» Directions for this task:
Where a line in the listing contains the string "components", copy that line out.

[Records shown start]

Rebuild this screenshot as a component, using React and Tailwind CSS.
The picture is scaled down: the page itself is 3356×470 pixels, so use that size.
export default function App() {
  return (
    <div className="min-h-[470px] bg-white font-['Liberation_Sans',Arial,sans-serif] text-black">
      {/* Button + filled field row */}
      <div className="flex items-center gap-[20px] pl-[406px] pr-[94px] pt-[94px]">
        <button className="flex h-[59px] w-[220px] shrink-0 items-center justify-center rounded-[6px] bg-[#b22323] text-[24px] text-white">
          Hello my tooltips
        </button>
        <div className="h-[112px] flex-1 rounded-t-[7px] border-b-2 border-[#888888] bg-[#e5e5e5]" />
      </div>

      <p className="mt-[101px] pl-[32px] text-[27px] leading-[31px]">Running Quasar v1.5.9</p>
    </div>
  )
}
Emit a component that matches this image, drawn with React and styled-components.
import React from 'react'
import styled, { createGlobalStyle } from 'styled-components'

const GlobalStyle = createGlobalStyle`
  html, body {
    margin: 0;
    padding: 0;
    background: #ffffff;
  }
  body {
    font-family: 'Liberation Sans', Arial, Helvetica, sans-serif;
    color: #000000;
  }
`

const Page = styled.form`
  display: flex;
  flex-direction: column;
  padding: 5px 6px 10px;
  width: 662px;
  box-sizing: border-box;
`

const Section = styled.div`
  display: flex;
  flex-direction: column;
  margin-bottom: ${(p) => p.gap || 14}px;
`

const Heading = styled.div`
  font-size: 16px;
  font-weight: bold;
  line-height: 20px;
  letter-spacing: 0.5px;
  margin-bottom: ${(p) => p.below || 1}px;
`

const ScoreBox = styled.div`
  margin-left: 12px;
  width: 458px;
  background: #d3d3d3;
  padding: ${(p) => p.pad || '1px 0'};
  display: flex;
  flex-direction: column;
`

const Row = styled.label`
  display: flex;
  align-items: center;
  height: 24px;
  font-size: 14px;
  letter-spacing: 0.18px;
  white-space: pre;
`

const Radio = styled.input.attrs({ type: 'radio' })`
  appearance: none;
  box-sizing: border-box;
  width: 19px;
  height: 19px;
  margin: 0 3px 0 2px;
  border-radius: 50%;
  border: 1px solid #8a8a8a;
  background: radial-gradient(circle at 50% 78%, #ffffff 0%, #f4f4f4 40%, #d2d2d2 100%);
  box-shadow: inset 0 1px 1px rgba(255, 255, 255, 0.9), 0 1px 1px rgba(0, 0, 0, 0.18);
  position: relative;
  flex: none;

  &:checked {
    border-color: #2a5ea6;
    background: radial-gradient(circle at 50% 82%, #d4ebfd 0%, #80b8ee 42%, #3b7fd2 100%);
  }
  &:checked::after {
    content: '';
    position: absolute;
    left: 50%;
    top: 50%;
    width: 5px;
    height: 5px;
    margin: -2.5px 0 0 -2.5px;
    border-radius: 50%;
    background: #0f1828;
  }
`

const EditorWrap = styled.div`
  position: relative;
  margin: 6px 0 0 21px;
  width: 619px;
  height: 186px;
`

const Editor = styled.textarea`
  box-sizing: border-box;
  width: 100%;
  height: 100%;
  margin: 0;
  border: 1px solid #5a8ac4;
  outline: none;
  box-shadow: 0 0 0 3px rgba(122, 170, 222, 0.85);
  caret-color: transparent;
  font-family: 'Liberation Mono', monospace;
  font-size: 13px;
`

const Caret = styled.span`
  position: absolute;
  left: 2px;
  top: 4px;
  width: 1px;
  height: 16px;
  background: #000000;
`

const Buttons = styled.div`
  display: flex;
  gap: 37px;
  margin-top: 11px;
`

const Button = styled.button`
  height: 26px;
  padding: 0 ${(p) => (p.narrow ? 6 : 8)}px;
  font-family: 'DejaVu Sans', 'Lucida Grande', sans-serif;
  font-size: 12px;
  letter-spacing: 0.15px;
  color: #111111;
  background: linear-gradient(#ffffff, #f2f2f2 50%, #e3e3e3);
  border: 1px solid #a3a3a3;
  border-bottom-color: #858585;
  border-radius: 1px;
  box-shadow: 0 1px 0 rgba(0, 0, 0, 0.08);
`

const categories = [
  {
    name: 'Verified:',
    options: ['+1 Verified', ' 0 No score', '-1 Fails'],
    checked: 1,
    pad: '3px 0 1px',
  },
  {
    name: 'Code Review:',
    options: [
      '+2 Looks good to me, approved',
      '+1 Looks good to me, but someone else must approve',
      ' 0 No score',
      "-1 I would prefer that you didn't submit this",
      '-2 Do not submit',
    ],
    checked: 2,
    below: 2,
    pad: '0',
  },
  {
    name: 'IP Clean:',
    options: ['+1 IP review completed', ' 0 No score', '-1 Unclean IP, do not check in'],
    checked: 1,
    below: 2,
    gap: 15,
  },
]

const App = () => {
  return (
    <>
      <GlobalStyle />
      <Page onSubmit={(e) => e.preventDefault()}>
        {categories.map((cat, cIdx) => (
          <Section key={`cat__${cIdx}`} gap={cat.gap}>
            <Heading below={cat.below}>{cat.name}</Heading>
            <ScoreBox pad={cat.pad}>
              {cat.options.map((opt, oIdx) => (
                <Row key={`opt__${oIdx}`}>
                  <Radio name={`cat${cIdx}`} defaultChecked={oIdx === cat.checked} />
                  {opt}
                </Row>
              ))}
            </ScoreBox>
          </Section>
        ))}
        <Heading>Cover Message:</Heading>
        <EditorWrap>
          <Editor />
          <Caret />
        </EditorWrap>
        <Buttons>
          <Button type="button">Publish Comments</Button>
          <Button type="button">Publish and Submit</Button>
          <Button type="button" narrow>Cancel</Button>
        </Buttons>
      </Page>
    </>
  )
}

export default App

[Records shown end]
[Records shown start]

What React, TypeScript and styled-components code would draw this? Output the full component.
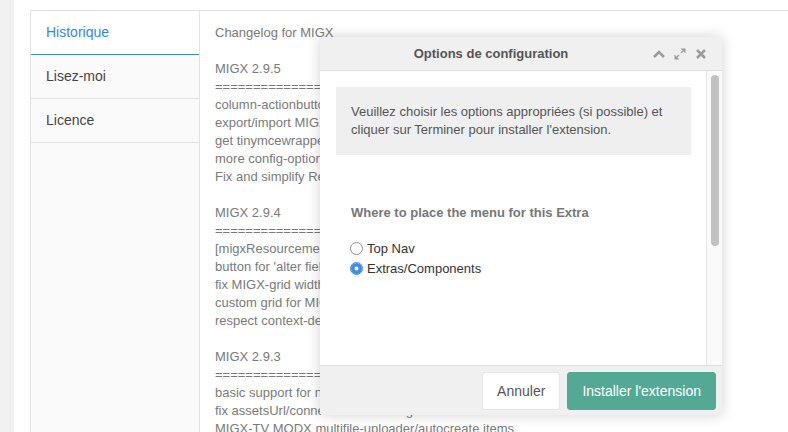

[Records shown end]

» Result of this exercise:
Emit a component that matches this image, drawn with React and styled-components.
import styled, { createGlobalStyle } from 'styled-components'
What React, TypeScript and styled-components code would draw this? Output the full component.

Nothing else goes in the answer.